Knowing, gala, nonpareil, Joan and Bill billow back into town for the Bernstein/Bolcom bash New York Festival of Song is flinging starting on Tuesday the 23rd, and their timing couldn’t be better: we’ve finally finished the trio of cabaret songs we’d not have started if Joan hadn’t nudged. They begin with the title “They Call Me Twelve-Tone Rose.” J had always wanted to compose a cabaret song by that title, and one day the lyric (albeit with one judicious pronoun change) came to me: a week later I idly mentioned the title to Joan at Marin’s birthday reception (J hadn’t started the music) and, after a week of J demurring, “I don’t hear it yet,” Joan dashed off a postcard challenging, “Do you want to make a diva beg?” J composed it (tastily) that autumn: Joan and Bill introduced it (equally tastily) at Symphony Space that spring; and a year later we co-wrote an école-de-Cole Porter party song in which Bill’s surname figures oenophilically. Herewith:
(A well-heeled subscriber, on her phone, toys with the newest, smallest, most fashionable personal music player.)
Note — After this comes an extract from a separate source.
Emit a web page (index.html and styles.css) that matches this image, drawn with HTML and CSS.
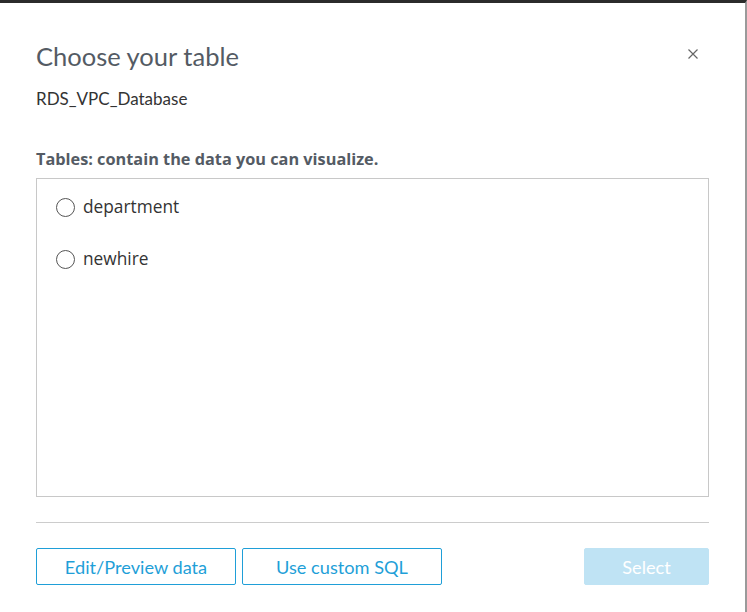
FILE: index.html
```html
<!DOCTYPE html>
<html>
<head>
<meta charset="utf-8">
<link rel="stylesheet" href="styles.css">
</head>
<body>
<div class="frame">
  <div class="dialog">
    <div class="header">
      <h1 class="title">Choose your table</h1>
      <button class="close" aria-label="Close">
        <svg width="10" height="10" viewBox="0 0 10 10"><path d="M0.5 0.5L9.5 9.5M9.5 0.5L0.5 9.5" stroke="#666" stroke-width="1.2" fill="none"/></svg>
      </button>
    </div>
    <div class="source">RDS_VPC_Database</div>
    <div class="label">Tables: contain the data you can visualize.</div>
    <div class="list">
      <label class="item"><span class="radio"></span><span class="name">department</span></label>
      <label class="item"><span class="radio"></span><span class="name">newhire</span></label>
    </div>
    <hr class="divider">
    <div class="footer">
      <button class="btn outline">Edit/Preview data</button>
      <button class="btn outline">Use custom SQL</button>
      <span class="spacer"></span>
      <button class="btn primary">Select</button>
    </div>
  </div>
</div>
</body>
</html>
```

FILE: styles.css
```css
html, body {
  margin: 0;
  padding: 0;
  background: #fff;
}
.frame {
  height: 609px;
  border-top: 3px solid #2b2b2b;
  border-right: 2px solid #9a9a9a;
  width: 745px;
  box-sizing: content-box;
}
.dialog {
  padding: 0 36px 0 36px;
  width: 673px;
  font-family: Lato, "Liberation Sans", sans-serif;
  color: #444;
}
.header {
  display: flex;
  align-items: center;
  justify-content: space-between;
  padding-top: 37px;
}
.title {
  margin: 0;
  font-weight: 400;
  font-size: 25.5px;
  line-height: 32px;
  color: #545b64;
}
.close {
  border: 0;
  background: none;
  padding: 0;
  margin-right: 11px;
  display: flex;
  margin-top: -4px;
}
.source {
  margin-top: 17px;
  font-size: 17px;
  line-height: 20px;
  color: #333;
}
.label {
  margin-top: 40px;
  font-family: "Open Sans", sans-serif;
  font-weight: 700;
  font-size: 16.3px;
  line-height: 20px;
  color: #545b64;
}
.list {
  margin-top: 9px;
  height: 319px;
  border: 1px solid #c8c8c8;
  padding: 18px 0 0 19px;
  box-sizing: border-box;
  display: flex;
  flex-direction: column;
  gap: 32px;
}
.item {
  display: flex;
  align-items: center;
  gap: 8px;
  font-family: "Open Sans", sans-serif;
  font-size: 17.3px;
  line-height: 20px;
  color: #333;
}
.radio {
  width: 19px;
  height: 19px;
  border: 1px solid #555;
  border-radius: 50%;
  box-sizing: border-box;
}
.divider {
  margin: 25px 0 0 0;
  border: 0;
  border-top: 1px solid #ccc;
}
.footer {
  display: flex;
  gap: 6px;
  margin-top: 25px;
}
.spacer { flex: 1; }
.btn {
  height: 37px;
  font-family: Lato, sans-serif;
  font-size: 18.2px;
  border-radius: 2px;
  padding: 0;
}
.outline {
  width: 200px;
  background: #fff;
  border: 1px solid #1f9fd8;
  color: #1f9fd8;
}
.primary {
  width: 125px;
  background: #bfe3f4;
  border: 1px solid #bfe3f4;
  color: #fff;
}
```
Darling, don’t be angry, but that concert? Not tonight.
No, keep the ticket, really: go! Enjoy!
I know: it’s so last minute— please don’t take it as a slight.
It’s only that I’ve purchased the most marvelous new toy.
She inserts the earbuds.
This small invention (right now it’s playing ‘Geny Kissin!)
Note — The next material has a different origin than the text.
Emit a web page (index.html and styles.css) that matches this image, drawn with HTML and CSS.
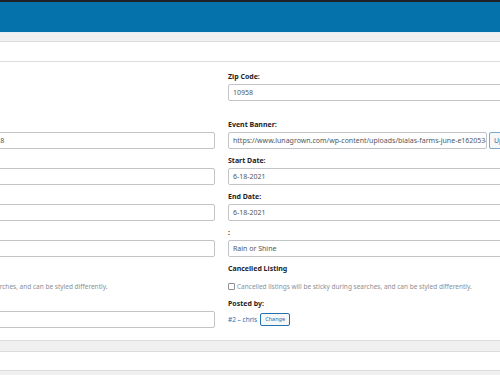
FILE: index.html
```html
<!DOCTYPE html>
<html>
<head>
<meta charset="utf-8">
<link rel="stylesheet" href="styles.css">
</head>
<body>
<div class="adminbar"></div>
<div class="masthead"></div>
<div class="tabs"></div>
<div class="panel-head"></div>
<div class="form">
  <div class="row row-first">
    <div class="cell"><div class="label">Location:</div></div>
    <div class="cell">
      <div class="label">Zip Code:</div>
      <div class="input">10958</div>
    </div>
  </div>
  <div class="row">
    <div class="cell">
      <div class="label">Event Title:</div>
      <div class="input">Strawberry Picking at Bialas Farms 06-18</div>
    </div>
    <div class="cell">
      <div class="label">Event Banner:</div>
      <div class="with-button">
        <div class="input">https://www.lunagrown.com/wp-content/uploads/bialas-farms-june-e1620534</div>
        <div class="btn">Upload</div>
      </div>
    </div>
  </div>
  <div class="row">
    <div class="cell">
      <div class="label">Website:</div>
      <div class="input"></div>
    </div>
    <div class="cell">
      <div class="label">Start Date:</div>
      <div class="input">6-18-2021</div>
    </div>
  </div>
  <div class="row">
    <div class="cell">
      <div class="label">Phone:</div>
      <div class="input"></div>
    </div>
    <div class="cell">
      <div class="label">End Date:</div>
      <div class="input">6-18-2021</div>
    </div>
  </div>
  <div class="row">
    <div class="cell">
      <div class="label">Email:</div>
      <div class="input"></div>
    </div>
    <div class="cell">
      <div class="label">:</div>
      <div class="input">Rain or Shine</div>
    </div>
  </div>
  <div class="row">
    <div class="cell">
      <div class="label">Featured Listing</div>
      <div class="check-row"><span class="checkbox"></span><span class="desc">Featured listings will be sticky during searches, and can be styled differently.</span></div>
    </div>
    <div class="cell">
      <div class="label">Cancelled Listing</div>
      <div class="check-row"><span class="checkbox"></span><span class="desc">Cancelled listings will be sticky during searches, and can be styled differently.</span></div>
    </div>
  </div>
  <div class="row row-last">
    <div class="cell">
      <div class="label">Expiry Date:</div>
      <div class="input"></div>
    </div>
    <div class="cell">
      <div class="label">Posted by:</div>
      <div class="posted"><span class="author">#2 – chris</span><span class="change">Change</span></div>
    </div>
  </div>
</div>
<div class="footer-band"></div>
<div class="footer-panel"></div>
<div class="footer-rest"></div>
</body>
</html>
```
FILE: styles.css
```css
html, body {
  margin: 0;
  padding: 0;
  background: #ffffff;
  overflow: hidden;
  font-family: "Noto Sans", "Open Sans", sans-serif;
}
.adminbar {
  height: 2px;
  background: #1d2327;
}
.masthead {
  height: 30px;
  background: #0572ab;
}
.tabs {
  height: 8px;
  background: #f0f0f1;
  border-top: 1px solid #e3edf4;
  border-bottom: 1px solid #dcdcde;
}
.panel-head {
  height: 19px;
  background: #ffffff;
  border-bottom: 1px solid #dcdcde;
}
.form {
  margin-left: -134px;
  padding-top: 10px;
  padding-bottom: 12px;
  width: 711px;
}
.row {
  display: grid;
  grid-template-columns: 349px 349px;
  column-gap: 13px;
  margin-bottom: 7px;
}
.row-first {
  height: 41px;
}
.row-last {
  margin-bottom: 0;
}
.cell {
  min-width: 0;
}
.label {
  height: 10px;
  line-height: 10px;
  font-size: 7px;
  font-weight: 700;
  color: #1d2327;
  margin-bottom: 2px;
  white-space: nowrap;
}
.input {
  box-sizing: border-box;
  height: 17px;
  line-height: 15px;
  border: 1px solid #c3c4c7;
  border-radius: 2px;
  padding: 0 4px;
  font-size: 7px;
  color: #50575e;
  white-space: nowrap;
  overflow: hidden;
  background: #fff;
}
.with-button {
  display: flex;
  gap: 2px;
}
.with-button .input {
  width: 259px;
  flex: none;
}
.btn {
  box-sizing: border-box;
  height: 17px;
  line-height: 15px;
  border: 1px solid #7fa7cc;
  border-radius: 2px;
  padding: 0 4px;
  font-size: 7px;
  color: #2271b1;
  background: #f6f7f7;
  flex: none;
}
.check-row {
  display: flex;
  align-items: center;
  gap: 2px;
  height: 12px;
  margin-top: 6px;
}
.checkbox {
  box-sizing: border-box;
  width: 7px;
  height: 7px;
  border: 1px solid #8c8f94;
  border-radius: 1px;
  flex: none;
}
.desc {
  font-size: 6.5px;
  color: #8c8f94;
  white-space: nowrap;
}
.posted {
  display: flex;
  align-items: center;
  gap: 3px;
  height: 17px;
}
.author {
  font-size: 6.5px;
  color: #2271b1;
}
.change {
  box-sizing: border-box;
  height: 13px;
  line-height: 11px;
  border: 1px solid #2271b1;
  border-radius: 2px;
  padding: 0 4px;
  font-size: 5.5px;
  color: #2271b1;
  background: #f6f7f7;
}
.footer-band {
  height: 10px;
  background: #f0f0f1;
  border-top: 1px solid #dcdcde;
  border-bottom: 1px solid #dcdcde;
}
.footer-panel {
  height: 18px;
  background: #fff;
  border-bottom: 1px solid #dcdcde;
}
.footer-rest {
  height: 20px;
  background: #f0f0f1;
}
```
Has wholly revolutionized the way I listen:
I now hear Joshua Bell playing all Ravel
over crème caramel at Chanterelle,
Or Natalie Dessay interpreting Messaien.
(Such a feast!)
I love Emanuel Ax playing Arnold Bax
as I choose my slacks from the racks at Saks,
Or Barbra Streisand in Floyd’s Of Mice and Men…
(It wasn’t released.)
I play my Thomas Adés or C. P. E. Bach
during Pilates at the Reebok,
Then out to the street to Purcell’s Suite from Queen Mab.
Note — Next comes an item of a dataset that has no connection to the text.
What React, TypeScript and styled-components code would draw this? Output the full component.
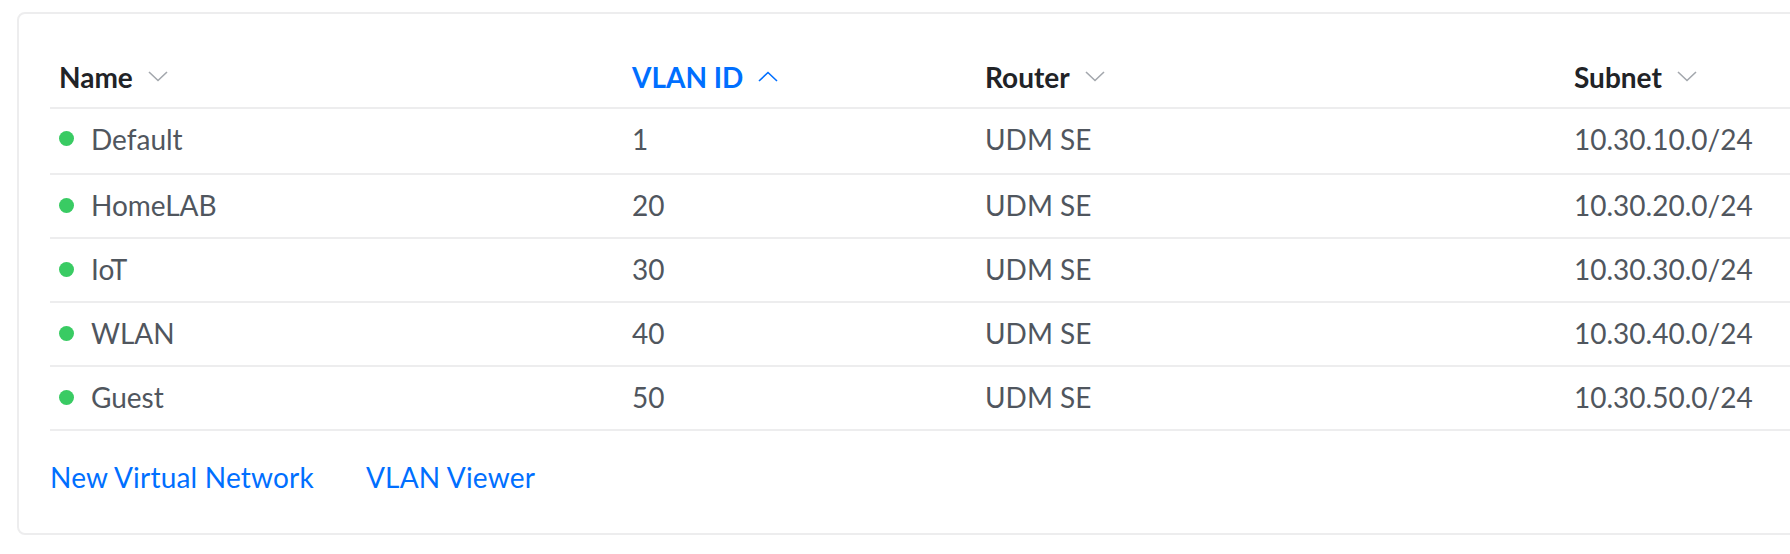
import React from "react";
import styled, { createGlobalStyle } from "styled-components";

const Global = createGlobalStyle`
  html, body { margin: 0; padding: 0; background: #ffffff; overflow: hidden; }
  body { font-family: Lato, "Noto Sans", sans-serif; -webkit-font-smoothing: antialiased; }
`;

const Card = styled.div`
  margin: 12px 0 0 17px;
  width: 1840px;
  border: 2px solid #ededee;
  border-radius: 8px;
  padding: 32px 0 40px 31px;
  box-sizing: border-box;
`;

const Row = styled.div<{ $first?: boolean }>`
  display: grid;
  grid-template-columns: 573px 353px 589px 1fr;
  height: ${(p) => (p.$first ? 66 : 64)}px;
  padding-bottom: ${(p) => (p.$first ? 5 : 2)}px;
  box-sizing: border-box;
  align-items: center;
  border-bottom: 2px solid #ededee;
`;

const HeadRow = styled(Row)`
  height: 63px;
  padding-bottom: 0;
`;

const HeadCell = styled.div<{ $active?: boolean }>`
  display: flex;
  align-items: center;
  gap: 15px;
  padding-left: 9px;
  font-size: 28px;
  font-weight: 700;
  color: ${(p) => (p.$active ? "#006fff" : "#212327")};
  svg { flex: none; }
`;

const Cell = styled.div`
  display: flex;
  align-items: center;
  padding-left: 9px;
  font-size: 28px;
  font-weight: 400;
  color: #50565e;
`;

const Dot = styled.span`
  width: 15px;
  height: 15px;
  border-radius: 50%;
  background: #39cb63;
  margin-right: 17px;
  flex: none;
`;

const Footer = styled.div`
  display: flex;
  gap: 52px;
  padding-top: 30px;
  line-height: 32px;
`;

const Link = styled.a`
  font-size: 28px;
  letter-spacing: 0.2px;
  color: #006fff;
  text-decoration: none;
  cursor: pointer;
`;

const Chevron = ({ up, color }: { up?: boolean; color: string }) => (
  <svg width="20" height="11" viewBox="0 0 20 11">
    <polyline
      points={up ? "1,10 10,1.5 19,10" : "1,1 10,9.5 19,1"}
      fill="none"
      stroke={color}
      strokeWidth="1.6"
    />
  </svg>
);

const rows = [
  { name: "Default", id: "1", router: "UDM SE", subnet: "10.30.10.0/24" },
  { name: "HomeLAB", id: "20", router: "UDM SE", subnet: "10.30.20.0/24" },
  { name: "IoT", id: "30", router: "UDM SE", subnet: "10.30.30.0/24" },
  { name: "WLAN", id: "40", router: "UDM SE", subnet: "10.30.40.0/24" },
  { name: "Guest", id: "50", router: "UDM SE", subnet: "10.30.50.0/24" },
];

export default function App() {
  return (
    <>
      <Global />
      <Card>
        <HeadRow>
          <HeadCell>
            Name <Chevron color="#a3a7ad" />
          </HeadCell>
          <HeadCell $active>
            VLAN ID <Chevron up color="#006fff" />
          </HeadCell>
          <HeadCell>
            Router <Chevron color="#a3a7ad" />
          </HeadCell>
          <HeadCell>
            Subnet <Chevron color="#a3a7ad" />
          </HeadCell>
        </HeadRow>
        {rows.map((r, i) => (
          <Row key={r.name} $first={i === 0}>
            <Cell>
              <Dot />
              {r.name}
            </Cell>
            <Cell>{r.id}</Cell>
            <Cell>{r.router}</Cell>
            <Cell>{r.subnet}</Cell>
          </Row>
        ))}
        <Footer>
          <Link>New Virtual Network</Link>
          <Link>VLAN Viewer</Link>
        </Footer>
      </Card>
    </>
  );
}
I need my hit of Max Roach when in business class:
If I’m stuck in coach, give me Philip Glass,
Die Schöne Müllerin, or Gunther Schuller in the cab.
Why do I need the concert hall?
Why do I need performance at all?
With the tickets and the sitter
and the parking and the chatter…it’s a drag.
Give me my discs and one fast hour,
And I’ll have the classical section of Tower…
(wistfully) Tower…
Alphabetized, and perfectly sized,
for even an evening bag.
So play me Sondheim or Takemitsu,
when it’s time to walk my Shih-Tzu,
Or Ruslan and Ludmilla, if not the Debussy La Mer.
I crave my Malfitano, singing Corigliano,
with Robert Spano on piano,
with my Montepulciano, at Da Silvano,
Or a Bolla with Bolcom passeth all compare!
Darling, it’s truly a new world order.
Now with my magical new recorder,
Why on earth would anybody ever want
or need to hear their music live?
With my perfectly marvelous invention–
(Here’s Sousa, Ned Rorem, the Schönberg Brettl-lieder!)
Its benefits too numerous to mention–
(La Chiusa, and Forum, and Adam Guettel lieder!)
Best of all, I barely need to pay attention…
She thinks a moment.
Darling…
Meet me down at “Will Call” at seven-forty-five.